The two main types in business are capital expenditure (long-term assets) and revenue expenditure (day-to-day operating costs).
Expenditure and expense are related but technically different: all expenses are expenditures, but not all expenditures are recorded as expenses immediately.
In economics, government expenditure — spending on public goods, infrastructure, and services — is a major driver of GDP and economic activity.
When cash runs short between pay periods, tools like an instant cash advance can help bridge the gap without adding high-cost debt.
What Does Expenditure Mean?
Expenditure is the act of paying out money — or incurring a liability — to acquire goods, services, or assets. Whether it's a business buying new equipment, a government funding infrastructure, or a household paying rent, every one of those transactions is an expenditure. If you've ever searched for an instant cash advance to cover a surprise bill, you already understand the pressure that unexpected expenditures can create.
The word comes from the Latin expendere, meaning "to weigh out" or "to pay." In modern finance and accounting, it refers specifically to the total amount of money paid — or the liability created — at the moment of purchase. That timing distinction matters more than most people realize.
Expenditure in Accounting: The Core Definition
In accounting, expenditure is recorded the moment cash leaves your hands or a financial obligation is created. This is different from an expense, which is recognized when the benefit of that purchase is actually consumed. The difference sounds subtle but has real consequences for how financial statements are prepared.
Here's the clearest way to think about it: buying a delivery van for your business is an expenditure on day one. But you don't record the full cost as an expense immediately — instead, you depreciate the van over several years, recording a portion as an expense each accounting period. The expenditure happened once; the expense is spread out over time.
Expenditure vs. Expense: The Key Distinction
These two terms are often used interchangeably in everyday speech, but accountants treat them differently:
Expenditure is the payment itself — the cash outflow or liability incurred at the time of purchase.
Expense is the consumption of that purchase — recognized on the income statement during the period when the benefit is used.
All expenses are expenditures. But not all expenditures become expenses right away (think multi-year assets).
Routine costs like salaries and utility bills are both an expenditure and an expense in the same period — because the benefit is consumed immediately.

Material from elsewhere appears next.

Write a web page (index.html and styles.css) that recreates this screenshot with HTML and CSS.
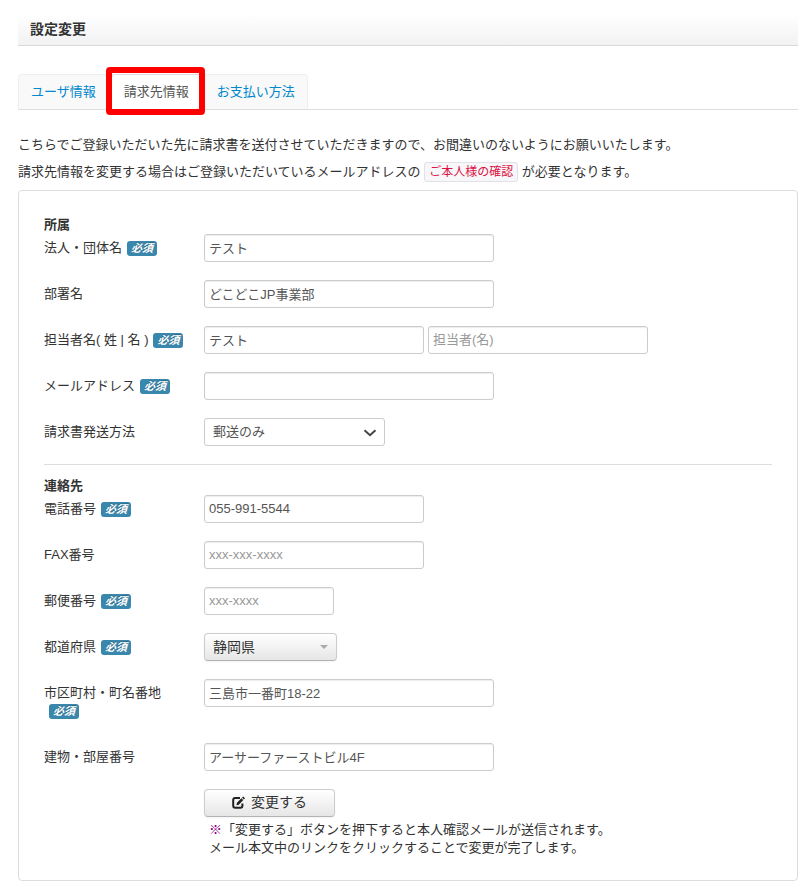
FILE: index.html
```html
<!DOCTYPE html>
<html lang="ja">
<head>
<meta charset="utf-8">
<meta name="viewport" content="width=device-width, initial-scale=1">
<title>設定変更</title>
<link rel="stylesheet" href="styles.css">
</head>
<body>
<header class="page-head"><h1>設定変更</h1></header>
<nav class="tabs">
  <a class="tab" href="#user">ユーザ情報</a>
  <a class="tab active" href="#billing" aria-current="page">請求先情報</a>
  <a class="tab" href="#payment">お支払い方法</a>
</nav>
<main>
  <div class="intro">
    <p>こちらでご登録いただいた先に請求書を送付させていただきますので、お間違いのないようにお願いいたします。</p>
    <p>請求先情報を変更する場合はご登録いただいているメールアドレスの <code>ご本人様の確認</code> が必要となります。</p>
  </div>
  <form class="panel">
    <section>
      <h2>所属</h2>
      <div class="row">
        <label for="company">法人・団体名<em class="badge">必須</em></label>
        <div class="controls"><input class="wide" id="company" type="text" value="テスト"></div>
      </div>
      <div class="row">
        <label for="dept">部署名</label>
        <div class="controls"><input class="wide" id="dept" type="text" value="どこどこJP事業部"></div>
      </div>
      <div class="row">
        <label for="last">担当者名( 姓 | 名 )<em class="badge">必須</em></label>
        <div class="controls"><input class="medium" id="last" type="text" value="テスト"><input class="medium" type="text" aria-label="担当者(名)" placeholder="担当者(名)"></div>
      </div>
      <div class="row">
        <label for="mail">メールアドレス<em class="badge">必須</em></label>
        <div class="controls"><input class="wide" id="mail" type="email"></div>
      </div>
      <div class="row">
        <label for="send">請求書発送方法</label>
        <div class="controls">
          <div class="picker">
            <select id="send" class="send"><option>郵送のみ</option></select>
            <svg class="chevron" width="14" height="8" viewBox="0 0 14 8" aria-hidden="true"><path d="M1.5 1.2 7 6.2 12.5 1.2" fill="none" stroke="#444" stroke-width="2"/></svg>
          </div>
        </div>
      </div>
    </section>
    <section class="contact">
      <h2>連絡先</h2>
      <div class="row">
        <label for="tel">電話番号<em class="badge">必須</em></label>
        <div class="controls"><input class="medium" id="tel" type="tel" value="055-991-5544"></div>
      </div>
      <div class="row">
        <label for="fax">FAX番号</label>
        <div class="controls"><input class="medium" id="fax" type="tel" placeholder="xxx-xxx-xxxx"></div>
      </div>
      <div class="row">
        <label for="zip">郵便番号<em class="badge">必須</em></label>
        <div class="controls"><input class="small" id="zip" type="text" placeholder="xxx-xxxx"></div>
      </div>
      <div class="row">
        <label for="pref">都道府県<em class="badge">必須</em></label>
        <div class="controls">
          <div class="picker">
            <select id="pref" class="pref raised"><option>静岡県</option></select>
            <svg class="caret" width="8" height="4" viewBox="0 0 8 4" aria-hidden="true"><path d="M0 0H8L4 4Z" fill="#aaa"/></svg>
          </div>
        </div>
      </div>
      <div class="row">
        <label for="city">市区町村・町名番地 <em class="badge">必須</em></label>
        <div class="controls"><input class="wide" id="city" type="text" value="三島市一番町18-22"></div>
      </div>
      <div class="row">
        <label for="bldg">建物・部屋番号</label>
        <div class="controls"><input class="wide" id="bldg" type="text" value="アーサーファーストビル4F"></div>
      </div>
      <div class="submit">
        <button class="raised" type="button">
          <svg width="13" height="13" viewBox="0 0 13 13" aria-hidden="true"><path d="M8 2H3.2Q1.2 2 1.2 4V9.8Q1.2 11.8 3.2 11.8H8.4Q10.4 11.8 10.4 9.8V7.6" fill="none" stroke="#222" stroke-width="2"/><path d="M4.4 9.2 4.9 6.8 9.4 2.2 11.3 4.1 6.8 8.7ZM10 1.6 11.2.4 13 2.3 11.9 3.5Z" fill="#222"/></svg>
          <span>変更する</span>
        </button>
        <p class="note"><span class="mark">※</span>「変更する」ボタンを押下すると本人確認メールが送信されます。<br>メール本文中のリンクをクリックすることで変更が完了します。</p>
      </div>
    </section>
  </form>
</main>
</body>
</html>
```

FILE: styles.css
```css
* { box-sizing: border-box; }

body {
  margin: 0;
  padding: 14px 12px 7px 18px;
  background: #fff;
  color: #333;
  font: 13px/18px "Liberation Sans", "Noto Sans CJK JP", sans-serif;
}

h1, h2, p { margin: 0; }

input, select, button { font: inherit; }

.page-head {
  height: 32px;
  padding: 0 12px;
  border-bottom: 1px solid #d9d9d9;
  background: linear-gradient(#fff, #f2f2f2);
}

.page-head h1 {
  font-size: 14px;
  line-height: 31px;
}

.tabs {
  display: flex;
  gap: 2px;
  margin-top: 28px;
  border-bottom: 1px solid #ddd;
}

.tab {
  position: relative;
  height: 36px;
  margin-bottom: -1px;
  padding: 0 12px;
  border: 1px solid #eee;
  border-bottom-color: #ddd;
  border-radius: 4px 4px 0 0;
  background: #f9f9f9;
  color: #08c;
  line-height: 34px;
  text-decoration: none;
}

.tab.active {
  z-index: 1;
  border-color: #ddd;
  border-bottom-color: #fff;
  background: #fff;
  color: #555;
}

/* Highlight frame drawn over the current tab */
.tab.active::after {
  content: "";
  position: absolute;
  inset: -8px -4px -6px -6px;
  border: 6px solid #f00;
  border-radius: 4px;
}

.intro {
  margin: 21px 0 5px;
  line-height: 27px;
}

code {
  padding: 2px 4px;
  border: 1px solid #e1e1e8;
  border-radius: 3px;
  background: #f7f7f9;
  color: #d14;
  font: 12px "Liberation Sans", "Noto Sans CJK JP", sans-serif;
}

.panel {
  padding: 25px 25px 23px;
  border: 1px solid #ddd;
  border-radius: 4px;
}

h2 {
  font-size: 13px;
  line-height: 18px;
}

.row {
  display: flex;
  gap: 20px;
  margin-bottom: 18px;
}

.row > label {
  width: 140px;
  padding: 5px 0;
}

.badge {
  display: inline-block;
  margin-left: 5px;
  padding: 0 4px;
  border-radius: 3px;
  background: #3a87ad;
  color: #fff;
  font-size: 11px;
  font-weight: bold;
  line-height: 15px;
  text-shadow: 0 -1px 0 rgba(0, 0, 0, .25);
}

.controls {
  display: flex;
  flex: 1;
  align-items: flex-start;
  gap: 4px;
}

input {
  height: 28px;
  padding: 3px 4px 5px;
  border: 1px solid #ccc;
  border-radius: 3px;
  background: #fff;
  box-shadow: inset 0 1px 1px rgba(0, 0, 0, .075);
  color: #555;
}

input::placeholder { color: #999; }

.wide { width: 290px; }
.medium { width: 220px; }
.small { width: 130px; }

.picker { position: relative; }

select {
  appearance: none;
  display: block;
  height: 28px;
  padding: 0 8px;
  border: 1px solid #ccc;
  border-radius: 3px;
  background: #fff;
  color: #555;
}

.send { width: 181px; }

.chevron, .caret {
  position: absolute;
  pointer-events: none;
}

.chevron { right: 8px; top: 11px; }
.caret { right: 9px; top: 12px; }

.raised {
  height: 28px;
  border: 1px solid #ccc;
  border-bottom-color: #b3b3b3;
  border-radius: 4px;
  background: linear-gradient(#fff, #e6e6e6);
  box-shadow: inset 0 1px 0 rgba(255, 255, 255, .2), 0 1px 2px rgba(0, 0, 0, .05);
  color: #333;
  font-size: 14px;
}

.pref { width: 133px; }

.contact {
  padding-top: 12px;
  border-top: 1px solid #ddd;
}

.submit { margin-left: 160px; }

button {
  display: flex;
  align-items: center;
  justify-content: center;
  gap: 6px;
  width: 131px;
  padding: 0 0 2px;
}

.note { padding: 4px 5px 0; }

.mark { color: #808; }
```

This distinction matters for tax reporting, financial analysis, and understanding a company's true cash position.
Types of Expenditure
Expenditure in business and economics breaks down into several distinct categories. Each one is treated differently on financial statements and has different implications for cash flow and long-term planning.
Capital Expenditure (CapEx)
Capital expenditure refers to money spent on acquiring or improving long-term assets — things that will provide value for more than one year. Examples include buying property, purchasing machinery, building a new facility, or upgrading IT infrastructure. Because these assets have a useful life extending beyond a single accounting period, their cost is capitalized on the balance sheet and depreciated over time rather than expensed immediately.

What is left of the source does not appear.